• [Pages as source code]

====

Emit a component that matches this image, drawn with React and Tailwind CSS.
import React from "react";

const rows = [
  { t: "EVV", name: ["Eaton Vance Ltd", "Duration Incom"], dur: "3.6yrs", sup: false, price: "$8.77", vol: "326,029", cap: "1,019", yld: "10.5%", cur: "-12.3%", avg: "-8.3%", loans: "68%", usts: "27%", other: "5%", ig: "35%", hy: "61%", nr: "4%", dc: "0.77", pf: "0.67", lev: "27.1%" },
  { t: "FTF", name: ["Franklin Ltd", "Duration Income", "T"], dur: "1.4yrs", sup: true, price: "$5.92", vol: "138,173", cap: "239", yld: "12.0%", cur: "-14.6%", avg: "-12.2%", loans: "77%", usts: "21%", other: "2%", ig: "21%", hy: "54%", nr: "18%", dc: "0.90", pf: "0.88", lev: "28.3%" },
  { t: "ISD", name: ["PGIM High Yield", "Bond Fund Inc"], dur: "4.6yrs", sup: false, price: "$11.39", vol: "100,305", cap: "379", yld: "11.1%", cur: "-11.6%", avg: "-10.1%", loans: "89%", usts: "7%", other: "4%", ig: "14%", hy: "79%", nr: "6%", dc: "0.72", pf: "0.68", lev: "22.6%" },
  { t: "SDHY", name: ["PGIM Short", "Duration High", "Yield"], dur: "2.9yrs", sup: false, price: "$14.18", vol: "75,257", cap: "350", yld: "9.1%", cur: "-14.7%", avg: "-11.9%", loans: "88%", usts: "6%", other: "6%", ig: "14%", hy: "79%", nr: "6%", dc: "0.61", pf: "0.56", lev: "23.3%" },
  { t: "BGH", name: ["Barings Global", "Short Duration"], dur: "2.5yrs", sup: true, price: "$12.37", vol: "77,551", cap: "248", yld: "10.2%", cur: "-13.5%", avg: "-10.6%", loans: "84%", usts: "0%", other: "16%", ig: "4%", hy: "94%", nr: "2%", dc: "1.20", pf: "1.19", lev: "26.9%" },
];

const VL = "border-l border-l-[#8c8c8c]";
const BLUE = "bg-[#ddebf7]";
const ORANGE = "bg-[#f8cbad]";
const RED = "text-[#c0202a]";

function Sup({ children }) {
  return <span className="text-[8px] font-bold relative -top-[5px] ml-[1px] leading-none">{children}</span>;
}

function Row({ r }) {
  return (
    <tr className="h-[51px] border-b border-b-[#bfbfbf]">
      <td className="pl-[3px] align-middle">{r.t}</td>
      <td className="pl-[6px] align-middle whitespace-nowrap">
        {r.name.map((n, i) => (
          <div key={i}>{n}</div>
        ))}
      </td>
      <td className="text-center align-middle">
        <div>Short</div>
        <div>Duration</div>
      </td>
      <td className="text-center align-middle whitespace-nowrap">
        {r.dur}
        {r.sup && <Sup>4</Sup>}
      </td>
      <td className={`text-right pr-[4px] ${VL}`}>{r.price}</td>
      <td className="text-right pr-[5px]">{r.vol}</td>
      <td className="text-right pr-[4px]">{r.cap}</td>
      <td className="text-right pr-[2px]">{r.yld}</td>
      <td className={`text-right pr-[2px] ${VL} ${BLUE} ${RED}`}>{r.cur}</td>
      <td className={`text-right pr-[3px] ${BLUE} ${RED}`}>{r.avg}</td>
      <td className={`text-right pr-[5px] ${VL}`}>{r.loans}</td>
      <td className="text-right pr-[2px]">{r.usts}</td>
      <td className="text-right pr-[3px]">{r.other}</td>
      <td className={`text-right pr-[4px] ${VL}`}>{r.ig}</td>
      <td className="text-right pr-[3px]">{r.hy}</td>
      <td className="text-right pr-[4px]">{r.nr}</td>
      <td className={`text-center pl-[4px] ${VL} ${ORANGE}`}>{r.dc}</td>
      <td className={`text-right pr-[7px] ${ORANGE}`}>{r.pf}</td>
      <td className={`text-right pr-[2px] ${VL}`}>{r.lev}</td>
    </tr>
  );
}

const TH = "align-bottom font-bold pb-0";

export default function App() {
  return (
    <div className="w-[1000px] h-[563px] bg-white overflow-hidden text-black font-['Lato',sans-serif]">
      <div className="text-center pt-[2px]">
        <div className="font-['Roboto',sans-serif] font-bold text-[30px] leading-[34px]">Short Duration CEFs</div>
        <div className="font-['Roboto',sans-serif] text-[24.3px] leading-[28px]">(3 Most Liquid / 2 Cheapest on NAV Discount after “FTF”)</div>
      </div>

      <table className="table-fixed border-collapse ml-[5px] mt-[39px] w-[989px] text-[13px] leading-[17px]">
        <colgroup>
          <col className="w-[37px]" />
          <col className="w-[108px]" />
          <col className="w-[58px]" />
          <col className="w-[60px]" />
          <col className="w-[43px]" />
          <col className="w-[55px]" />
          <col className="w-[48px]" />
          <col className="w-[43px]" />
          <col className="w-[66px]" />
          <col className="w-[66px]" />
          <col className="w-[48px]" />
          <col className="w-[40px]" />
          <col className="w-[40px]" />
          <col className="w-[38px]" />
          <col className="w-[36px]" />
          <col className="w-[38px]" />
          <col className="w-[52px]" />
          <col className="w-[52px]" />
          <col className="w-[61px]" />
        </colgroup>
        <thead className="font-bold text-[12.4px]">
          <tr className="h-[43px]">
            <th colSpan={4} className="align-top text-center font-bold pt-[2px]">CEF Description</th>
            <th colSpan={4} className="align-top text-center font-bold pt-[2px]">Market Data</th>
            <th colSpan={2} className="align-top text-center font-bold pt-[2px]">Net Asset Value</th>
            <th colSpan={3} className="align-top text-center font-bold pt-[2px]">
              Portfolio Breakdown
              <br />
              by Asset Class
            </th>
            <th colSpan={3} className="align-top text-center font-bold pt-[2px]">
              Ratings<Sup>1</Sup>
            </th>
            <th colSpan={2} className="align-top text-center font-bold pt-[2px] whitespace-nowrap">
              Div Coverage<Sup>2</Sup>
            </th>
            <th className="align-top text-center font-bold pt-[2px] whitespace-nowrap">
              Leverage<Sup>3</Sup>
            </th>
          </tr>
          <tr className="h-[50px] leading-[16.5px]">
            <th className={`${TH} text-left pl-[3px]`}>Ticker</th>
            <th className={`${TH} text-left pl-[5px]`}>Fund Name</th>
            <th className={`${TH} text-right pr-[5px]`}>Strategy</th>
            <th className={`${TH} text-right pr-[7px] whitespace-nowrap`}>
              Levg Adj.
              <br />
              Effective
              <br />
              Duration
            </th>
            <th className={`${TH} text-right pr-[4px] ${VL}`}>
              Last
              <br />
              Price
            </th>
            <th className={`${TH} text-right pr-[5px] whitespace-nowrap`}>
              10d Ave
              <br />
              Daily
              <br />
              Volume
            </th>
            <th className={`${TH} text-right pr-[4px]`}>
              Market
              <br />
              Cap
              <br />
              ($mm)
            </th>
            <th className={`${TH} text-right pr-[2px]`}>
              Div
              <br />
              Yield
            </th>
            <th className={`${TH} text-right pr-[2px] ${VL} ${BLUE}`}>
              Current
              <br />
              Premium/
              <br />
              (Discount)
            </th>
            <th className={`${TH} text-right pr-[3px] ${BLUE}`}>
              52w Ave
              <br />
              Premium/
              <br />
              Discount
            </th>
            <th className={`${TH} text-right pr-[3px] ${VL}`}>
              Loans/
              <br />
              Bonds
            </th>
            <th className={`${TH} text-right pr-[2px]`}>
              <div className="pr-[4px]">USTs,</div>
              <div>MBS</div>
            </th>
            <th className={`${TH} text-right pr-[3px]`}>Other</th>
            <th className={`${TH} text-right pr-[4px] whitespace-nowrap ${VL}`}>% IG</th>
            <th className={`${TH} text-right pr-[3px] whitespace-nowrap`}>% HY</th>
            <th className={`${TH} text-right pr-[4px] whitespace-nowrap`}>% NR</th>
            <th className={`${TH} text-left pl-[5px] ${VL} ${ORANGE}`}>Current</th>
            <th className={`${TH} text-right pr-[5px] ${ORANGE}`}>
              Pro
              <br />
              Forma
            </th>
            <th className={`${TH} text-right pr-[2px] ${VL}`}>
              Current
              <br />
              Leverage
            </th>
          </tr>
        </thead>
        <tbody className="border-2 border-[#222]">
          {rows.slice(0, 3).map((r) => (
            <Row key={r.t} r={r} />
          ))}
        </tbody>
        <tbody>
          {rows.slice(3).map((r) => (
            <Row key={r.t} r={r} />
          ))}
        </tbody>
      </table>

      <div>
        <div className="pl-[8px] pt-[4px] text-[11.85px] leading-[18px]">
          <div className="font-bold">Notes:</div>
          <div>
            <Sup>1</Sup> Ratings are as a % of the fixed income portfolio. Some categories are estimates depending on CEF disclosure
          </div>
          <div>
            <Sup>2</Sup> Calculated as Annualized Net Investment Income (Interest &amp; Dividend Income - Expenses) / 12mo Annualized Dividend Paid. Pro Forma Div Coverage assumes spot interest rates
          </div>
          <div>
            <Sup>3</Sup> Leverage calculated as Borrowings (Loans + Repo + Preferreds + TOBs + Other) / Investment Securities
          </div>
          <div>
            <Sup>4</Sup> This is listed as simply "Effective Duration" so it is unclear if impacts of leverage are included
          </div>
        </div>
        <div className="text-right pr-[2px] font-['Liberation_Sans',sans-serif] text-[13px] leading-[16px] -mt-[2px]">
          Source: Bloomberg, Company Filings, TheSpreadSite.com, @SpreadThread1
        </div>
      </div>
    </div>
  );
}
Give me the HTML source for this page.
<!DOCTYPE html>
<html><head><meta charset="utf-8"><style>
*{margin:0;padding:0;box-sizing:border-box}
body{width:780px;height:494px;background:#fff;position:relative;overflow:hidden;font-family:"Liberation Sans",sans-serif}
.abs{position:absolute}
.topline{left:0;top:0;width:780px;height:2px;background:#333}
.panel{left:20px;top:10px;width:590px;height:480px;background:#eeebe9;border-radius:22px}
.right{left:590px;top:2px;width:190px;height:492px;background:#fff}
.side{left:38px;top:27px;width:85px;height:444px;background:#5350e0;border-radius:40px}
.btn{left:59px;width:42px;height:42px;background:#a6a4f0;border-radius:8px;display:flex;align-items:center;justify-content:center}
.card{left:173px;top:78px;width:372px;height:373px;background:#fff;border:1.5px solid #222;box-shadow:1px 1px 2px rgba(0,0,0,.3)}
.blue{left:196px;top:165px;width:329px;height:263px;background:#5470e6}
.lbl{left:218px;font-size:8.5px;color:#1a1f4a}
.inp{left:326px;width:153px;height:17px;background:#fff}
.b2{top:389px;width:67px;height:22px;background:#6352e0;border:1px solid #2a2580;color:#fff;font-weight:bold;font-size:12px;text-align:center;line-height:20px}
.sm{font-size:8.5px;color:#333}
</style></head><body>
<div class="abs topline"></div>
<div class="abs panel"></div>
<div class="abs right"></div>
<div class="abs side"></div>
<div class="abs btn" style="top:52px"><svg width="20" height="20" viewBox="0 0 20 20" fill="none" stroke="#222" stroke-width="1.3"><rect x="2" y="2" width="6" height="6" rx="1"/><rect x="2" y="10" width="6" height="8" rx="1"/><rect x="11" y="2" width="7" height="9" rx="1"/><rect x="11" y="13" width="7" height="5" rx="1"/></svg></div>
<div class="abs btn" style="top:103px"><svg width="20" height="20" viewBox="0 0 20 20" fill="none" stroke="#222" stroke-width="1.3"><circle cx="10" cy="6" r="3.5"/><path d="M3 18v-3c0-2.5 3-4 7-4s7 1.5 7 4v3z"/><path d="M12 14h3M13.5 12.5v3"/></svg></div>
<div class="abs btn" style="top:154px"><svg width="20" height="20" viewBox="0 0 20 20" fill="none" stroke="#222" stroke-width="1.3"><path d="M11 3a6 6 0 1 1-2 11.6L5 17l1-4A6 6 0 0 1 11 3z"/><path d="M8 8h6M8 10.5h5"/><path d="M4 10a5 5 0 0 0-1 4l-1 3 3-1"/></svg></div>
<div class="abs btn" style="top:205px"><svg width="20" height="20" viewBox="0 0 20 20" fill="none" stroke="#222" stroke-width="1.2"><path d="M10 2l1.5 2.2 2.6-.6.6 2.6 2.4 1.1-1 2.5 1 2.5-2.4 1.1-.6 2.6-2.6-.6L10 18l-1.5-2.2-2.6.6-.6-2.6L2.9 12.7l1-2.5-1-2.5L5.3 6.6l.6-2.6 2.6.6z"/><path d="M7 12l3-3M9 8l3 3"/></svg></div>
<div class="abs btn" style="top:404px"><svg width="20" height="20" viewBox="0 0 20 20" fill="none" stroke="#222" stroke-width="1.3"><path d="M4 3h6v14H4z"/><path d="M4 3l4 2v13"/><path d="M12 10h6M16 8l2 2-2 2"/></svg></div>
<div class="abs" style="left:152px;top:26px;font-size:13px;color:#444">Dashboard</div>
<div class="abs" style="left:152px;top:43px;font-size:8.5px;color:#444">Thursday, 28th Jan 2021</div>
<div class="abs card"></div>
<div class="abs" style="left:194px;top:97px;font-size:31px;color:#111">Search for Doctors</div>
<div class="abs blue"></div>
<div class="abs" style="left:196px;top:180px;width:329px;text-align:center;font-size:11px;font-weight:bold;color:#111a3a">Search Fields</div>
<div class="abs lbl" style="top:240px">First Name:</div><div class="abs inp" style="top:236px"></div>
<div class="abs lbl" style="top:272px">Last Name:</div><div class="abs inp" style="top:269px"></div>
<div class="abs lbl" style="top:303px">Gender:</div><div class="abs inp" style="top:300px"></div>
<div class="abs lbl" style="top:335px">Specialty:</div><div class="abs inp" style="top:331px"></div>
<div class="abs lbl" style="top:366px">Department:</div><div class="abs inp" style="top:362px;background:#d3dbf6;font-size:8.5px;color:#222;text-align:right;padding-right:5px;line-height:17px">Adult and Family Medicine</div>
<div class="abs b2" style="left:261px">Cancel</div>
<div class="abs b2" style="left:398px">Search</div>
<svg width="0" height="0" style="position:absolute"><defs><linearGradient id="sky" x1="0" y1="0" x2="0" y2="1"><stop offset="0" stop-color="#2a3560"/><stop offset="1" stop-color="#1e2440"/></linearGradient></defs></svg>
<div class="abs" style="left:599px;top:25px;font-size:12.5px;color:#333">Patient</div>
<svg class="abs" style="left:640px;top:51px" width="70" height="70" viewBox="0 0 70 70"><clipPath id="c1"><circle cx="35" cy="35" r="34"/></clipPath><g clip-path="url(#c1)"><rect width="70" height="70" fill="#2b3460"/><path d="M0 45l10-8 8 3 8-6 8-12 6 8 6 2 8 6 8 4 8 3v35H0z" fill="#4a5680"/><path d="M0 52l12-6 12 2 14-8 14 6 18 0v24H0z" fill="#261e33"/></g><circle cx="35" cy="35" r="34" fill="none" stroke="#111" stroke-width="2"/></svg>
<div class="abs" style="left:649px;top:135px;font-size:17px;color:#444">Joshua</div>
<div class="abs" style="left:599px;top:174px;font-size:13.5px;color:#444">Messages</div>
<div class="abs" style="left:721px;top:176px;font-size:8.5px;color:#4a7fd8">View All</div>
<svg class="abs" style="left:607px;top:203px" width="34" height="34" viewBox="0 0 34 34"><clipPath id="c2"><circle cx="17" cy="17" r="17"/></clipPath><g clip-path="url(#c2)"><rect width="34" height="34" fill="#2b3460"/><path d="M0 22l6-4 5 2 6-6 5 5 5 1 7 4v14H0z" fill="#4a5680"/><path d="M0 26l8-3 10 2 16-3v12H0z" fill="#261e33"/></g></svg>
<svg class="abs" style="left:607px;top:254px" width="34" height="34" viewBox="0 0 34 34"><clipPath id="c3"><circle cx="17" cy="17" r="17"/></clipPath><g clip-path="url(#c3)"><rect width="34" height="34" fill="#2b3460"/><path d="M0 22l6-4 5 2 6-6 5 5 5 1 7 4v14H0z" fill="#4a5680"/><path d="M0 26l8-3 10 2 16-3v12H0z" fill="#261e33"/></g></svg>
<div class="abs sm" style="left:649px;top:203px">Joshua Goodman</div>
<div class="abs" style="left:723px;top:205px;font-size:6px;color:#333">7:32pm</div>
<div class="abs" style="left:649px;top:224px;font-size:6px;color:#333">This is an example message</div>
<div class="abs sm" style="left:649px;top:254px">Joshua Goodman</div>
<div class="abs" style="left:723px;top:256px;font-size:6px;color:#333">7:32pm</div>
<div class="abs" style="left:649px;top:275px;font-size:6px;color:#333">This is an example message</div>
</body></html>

====

• [Do this] Starting at the first line of the data above, please restate word for word every line up to and including the one that holds "import React from", and add nothing else.

• [Expected answer]
Emit a component that matches this image, drawn with React and Tailwind CSS.
import React from "react";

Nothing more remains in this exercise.